If $\mathbf{F}(\mathbf{x})$ is a scalar-valued function, then $$D \mathbf{F}(\mathbf{x}) = \begin{bmatrix}D_{1}\mathbf{F} & D_{2}\mathbf{F} & \cdots & D_{n}\mathbf{F}\end{bmatrix}$$ It’s also called the gradient of $\mathbf{F}$.

Suppose $\mathbf{f}$ maps a convex open set $E \subset \mathbb{R}^{n}$ into $\mathbb{R}^{m}$, $\mathbf{f}$ is differentiable in $E$, and there is a real number $M$ such that $$ \lVert \mathbf{f}'(\mathbf{x}) \rVert \leq M $$ for every $\mathbf{x} \in E$. Then $$ \lvert \mathbf{f}(\mathbf{b}) - \mathbf{f}(\mathbf{a}) \rvert \leq M \lvert \mathbf{b} - \mathbf{a} \rvert $$ for all $\mathbf{a} \in E, \mathbf{b} \in E$.

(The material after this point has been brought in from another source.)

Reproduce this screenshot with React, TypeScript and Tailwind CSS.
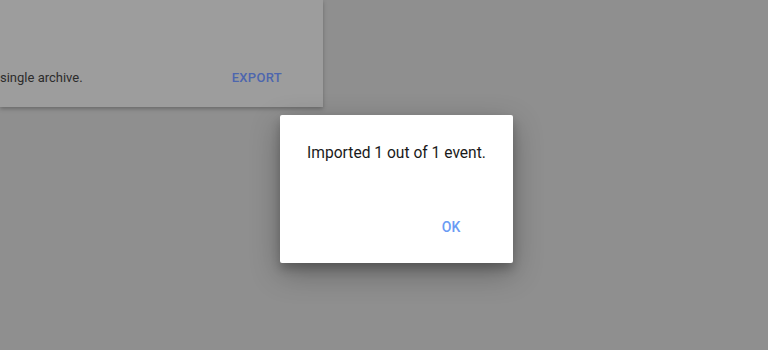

A differentiable mapping $\mathbf{f}$ of an open set $E \subset \mathbb{R}^{n}$ into $\mathbb{R}^{m}$ is said to be continuously differentiable in $E$ if $\mathbf{f}'$ is a continuous mapping of $E$ into $L(\mathbb{R}^{n}, \mathbb{R}^{m})$.

More explicitly, it is required that to every $\mathbf{x} \in E$ and to every $\epsilon > 0$ corresponds a $\delta > 0$ such that $$ \lVert \mathbf{f}'(\mathbf{y}) - \mathbf{f}'(\mathbf{x}) \rVert < \epsilon $$ if $\mathbf{y} \in E$ and $\lvert \mathbf{x} - \mathbf{y} \rvert < \delta$.

If this is so, we also say that $\mathbf{f}$ is a $\mathscr{C}'$-mapping, or that $\mathbf{f} \in \mathscr{C}'(E)$.

Suppose $\mathbf{f}$ maps an open set $E \subset \mathbb{R}^{n}$ into $\mathbb{R}^{m}$. Then $\mathbf{f} \in \mathscr{C}'(E)$ if and only if the partial derivatives $D_{j}f_{i}$ exist and are continuous on $E$ for $1 \leq i \leq m, 1 \leq j \leq n$.